◆ **Records provided**
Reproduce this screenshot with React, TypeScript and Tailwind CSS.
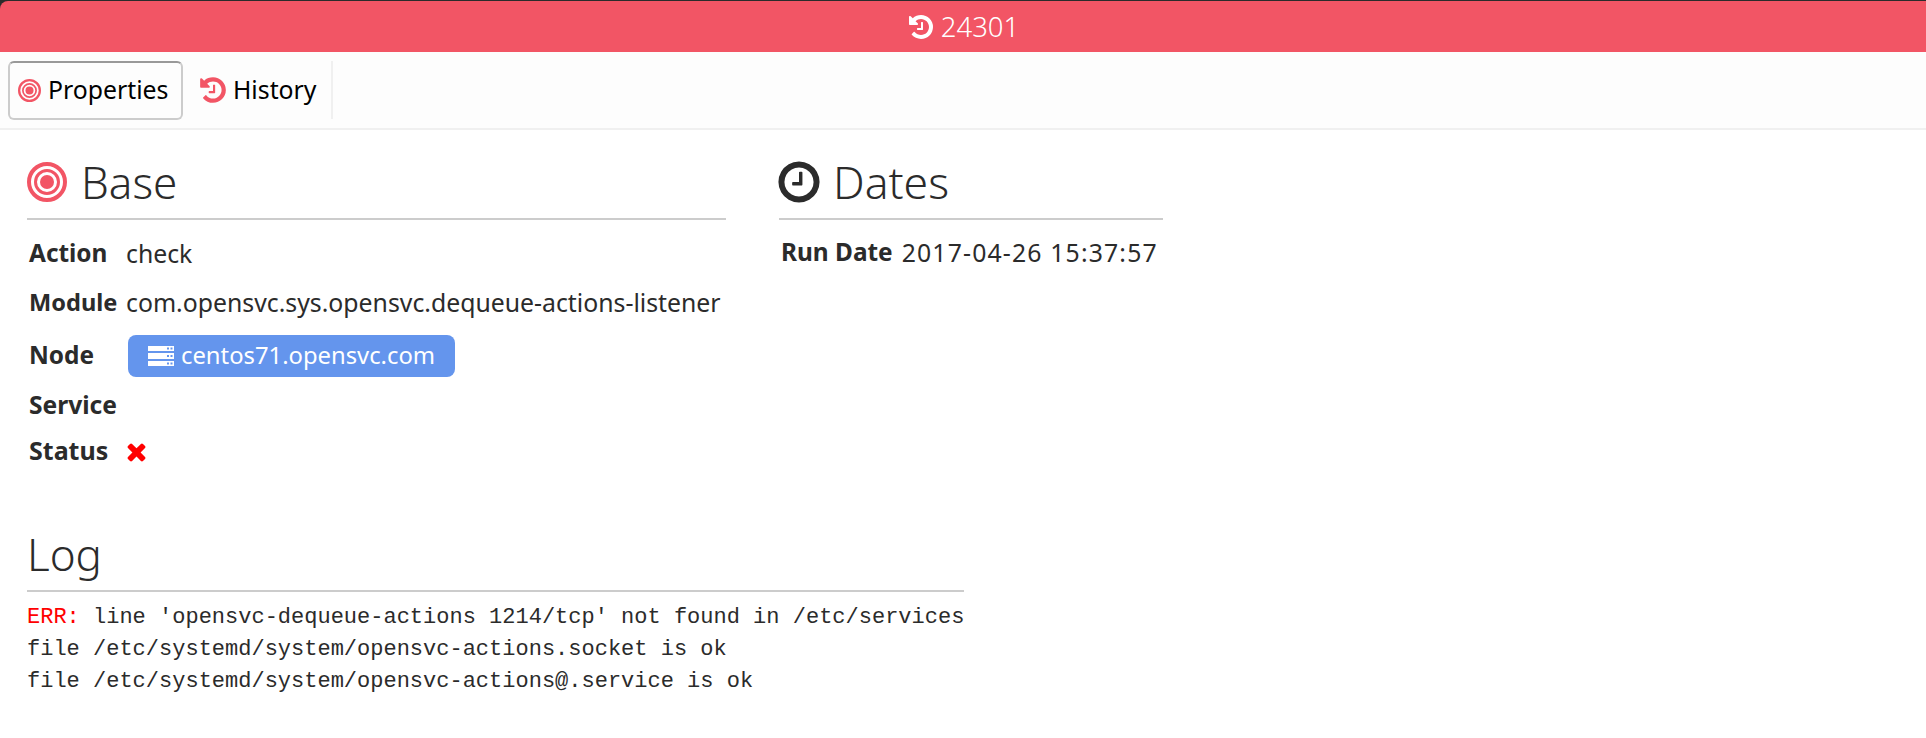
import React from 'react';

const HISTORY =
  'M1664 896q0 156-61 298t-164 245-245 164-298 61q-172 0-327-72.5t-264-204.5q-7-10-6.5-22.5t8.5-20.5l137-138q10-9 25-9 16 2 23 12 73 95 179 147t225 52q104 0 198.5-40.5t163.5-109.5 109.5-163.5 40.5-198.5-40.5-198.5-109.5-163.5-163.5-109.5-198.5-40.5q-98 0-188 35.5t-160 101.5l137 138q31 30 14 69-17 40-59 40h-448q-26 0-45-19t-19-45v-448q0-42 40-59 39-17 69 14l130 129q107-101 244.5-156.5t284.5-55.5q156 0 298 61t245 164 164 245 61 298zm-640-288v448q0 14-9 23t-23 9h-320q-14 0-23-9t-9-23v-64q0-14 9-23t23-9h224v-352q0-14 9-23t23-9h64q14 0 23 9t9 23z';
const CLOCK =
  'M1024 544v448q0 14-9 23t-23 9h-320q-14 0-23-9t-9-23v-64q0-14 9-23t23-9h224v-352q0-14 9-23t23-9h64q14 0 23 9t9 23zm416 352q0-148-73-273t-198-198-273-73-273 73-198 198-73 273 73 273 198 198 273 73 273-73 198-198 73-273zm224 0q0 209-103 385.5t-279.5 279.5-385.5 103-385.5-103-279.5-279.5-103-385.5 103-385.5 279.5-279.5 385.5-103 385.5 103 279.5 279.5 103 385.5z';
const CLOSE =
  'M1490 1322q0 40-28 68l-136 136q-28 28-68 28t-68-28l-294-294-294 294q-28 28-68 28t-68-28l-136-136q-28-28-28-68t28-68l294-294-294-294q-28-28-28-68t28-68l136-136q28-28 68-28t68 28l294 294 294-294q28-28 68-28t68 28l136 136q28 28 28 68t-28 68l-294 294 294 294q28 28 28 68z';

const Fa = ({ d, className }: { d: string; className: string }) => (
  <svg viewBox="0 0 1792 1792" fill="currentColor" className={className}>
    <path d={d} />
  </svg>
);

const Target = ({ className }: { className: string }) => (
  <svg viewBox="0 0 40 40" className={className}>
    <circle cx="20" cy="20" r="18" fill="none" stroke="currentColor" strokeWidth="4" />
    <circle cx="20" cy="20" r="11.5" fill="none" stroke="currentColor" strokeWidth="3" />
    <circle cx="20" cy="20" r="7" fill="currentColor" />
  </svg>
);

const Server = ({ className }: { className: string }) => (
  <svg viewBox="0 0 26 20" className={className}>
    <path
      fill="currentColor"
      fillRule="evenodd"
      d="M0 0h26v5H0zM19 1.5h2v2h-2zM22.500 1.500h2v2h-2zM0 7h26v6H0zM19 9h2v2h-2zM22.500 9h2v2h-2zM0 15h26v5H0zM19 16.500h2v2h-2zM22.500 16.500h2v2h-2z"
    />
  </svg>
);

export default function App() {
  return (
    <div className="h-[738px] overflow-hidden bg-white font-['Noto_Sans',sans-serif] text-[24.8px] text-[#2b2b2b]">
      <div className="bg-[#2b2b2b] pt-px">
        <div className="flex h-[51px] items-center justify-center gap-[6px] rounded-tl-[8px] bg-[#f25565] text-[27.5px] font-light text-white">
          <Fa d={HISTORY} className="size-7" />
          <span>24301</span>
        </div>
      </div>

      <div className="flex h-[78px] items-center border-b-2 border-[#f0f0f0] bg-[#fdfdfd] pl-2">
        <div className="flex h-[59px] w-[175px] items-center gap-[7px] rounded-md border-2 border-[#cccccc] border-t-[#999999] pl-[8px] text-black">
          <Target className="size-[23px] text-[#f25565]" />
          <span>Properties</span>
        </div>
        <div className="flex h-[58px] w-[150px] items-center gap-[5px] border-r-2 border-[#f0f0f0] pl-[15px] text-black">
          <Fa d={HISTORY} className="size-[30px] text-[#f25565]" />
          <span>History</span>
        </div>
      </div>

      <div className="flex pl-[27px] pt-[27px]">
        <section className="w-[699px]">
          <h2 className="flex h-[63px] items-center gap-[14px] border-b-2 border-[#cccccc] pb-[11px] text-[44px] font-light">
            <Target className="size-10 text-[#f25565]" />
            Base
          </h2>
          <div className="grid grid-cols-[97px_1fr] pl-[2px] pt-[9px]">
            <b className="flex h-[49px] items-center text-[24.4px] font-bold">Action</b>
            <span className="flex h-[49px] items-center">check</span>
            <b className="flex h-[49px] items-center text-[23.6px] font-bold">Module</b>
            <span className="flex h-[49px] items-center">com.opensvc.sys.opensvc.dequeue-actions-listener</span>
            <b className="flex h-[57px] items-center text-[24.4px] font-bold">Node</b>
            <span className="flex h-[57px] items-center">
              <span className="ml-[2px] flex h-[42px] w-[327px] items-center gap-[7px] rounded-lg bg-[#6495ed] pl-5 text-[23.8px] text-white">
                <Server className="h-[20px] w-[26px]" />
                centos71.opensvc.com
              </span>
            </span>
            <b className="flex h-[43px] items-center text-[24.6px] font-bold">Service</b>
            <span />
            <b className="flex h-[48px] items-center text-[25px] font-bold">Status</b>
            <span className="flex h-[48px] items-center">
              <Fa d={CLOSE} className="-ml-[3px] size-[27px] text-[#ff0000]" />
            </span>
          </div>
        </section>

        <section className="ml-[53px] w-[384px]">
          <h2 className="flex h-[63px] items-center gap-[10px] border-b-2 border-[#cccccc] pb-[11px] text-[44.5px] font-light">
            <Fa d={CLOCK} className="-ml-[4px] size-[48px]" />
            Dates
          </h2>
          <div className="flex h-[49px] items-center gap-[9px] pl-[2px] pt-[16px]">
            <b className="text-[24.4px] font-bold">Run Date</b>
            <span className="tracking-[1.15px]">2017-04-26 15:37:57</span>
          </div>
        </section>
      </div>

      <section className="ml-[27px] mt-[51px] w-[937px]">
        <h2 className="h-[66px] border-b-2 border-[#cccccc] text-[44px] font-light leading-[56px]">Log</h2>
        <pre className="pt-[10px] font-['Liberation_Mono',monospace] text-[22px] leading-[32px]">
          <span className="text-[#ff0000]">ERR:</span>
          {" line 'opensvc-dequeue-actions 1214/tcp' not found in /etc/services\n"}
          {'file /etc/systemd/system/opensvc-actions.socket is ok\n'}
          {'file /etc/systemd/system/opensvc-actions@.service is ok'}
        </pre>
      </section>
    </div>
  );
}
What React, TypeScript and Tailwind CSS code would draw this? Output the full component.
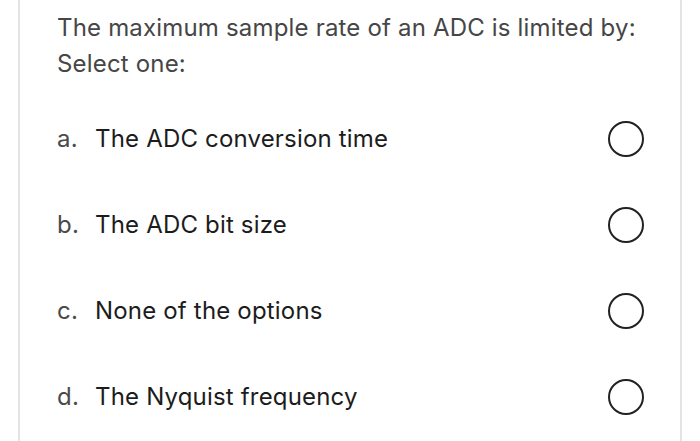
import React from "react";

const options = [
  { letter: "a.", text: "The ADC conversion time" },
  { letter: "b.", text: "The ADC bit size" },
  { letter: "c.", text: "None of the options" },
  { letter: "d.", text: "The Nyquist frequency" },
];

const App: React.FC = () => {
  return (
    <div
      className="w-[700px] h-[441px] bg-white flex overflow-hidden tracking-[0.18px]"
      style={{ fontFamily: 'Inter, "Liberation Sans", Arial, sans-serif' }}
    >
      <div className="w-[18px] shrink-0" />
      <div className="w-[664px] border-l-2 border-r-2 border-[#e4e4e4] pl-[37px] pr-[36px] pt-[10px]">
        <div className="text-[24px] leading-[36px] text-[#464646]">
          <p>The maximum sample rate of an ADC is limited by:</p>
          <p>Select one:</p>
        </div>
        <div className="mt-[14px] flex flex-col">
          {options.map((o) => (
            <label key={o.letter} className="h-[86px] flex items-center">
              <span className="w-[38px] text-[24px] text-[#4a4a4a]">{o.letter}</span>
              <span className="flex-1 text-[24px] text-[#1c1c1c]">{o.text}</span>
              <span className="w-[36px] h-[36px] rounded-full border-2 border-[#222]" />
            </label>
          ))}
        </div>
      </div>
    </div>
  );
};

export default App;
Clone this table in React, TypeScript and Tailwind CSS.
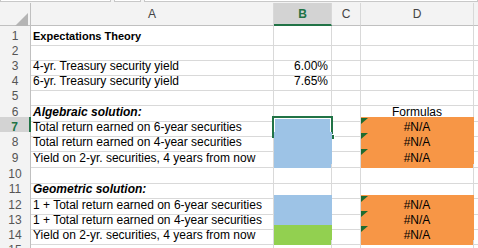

◆ **Given request**
Leave out any pictures and return exactly the lines from the beginning of the data through the line with "import React from 'react';", inclusive.

◆ **Solved exercise**
Reproduce this screenshot with React, TypeScript and Tailwind CSS.
import React from 'react';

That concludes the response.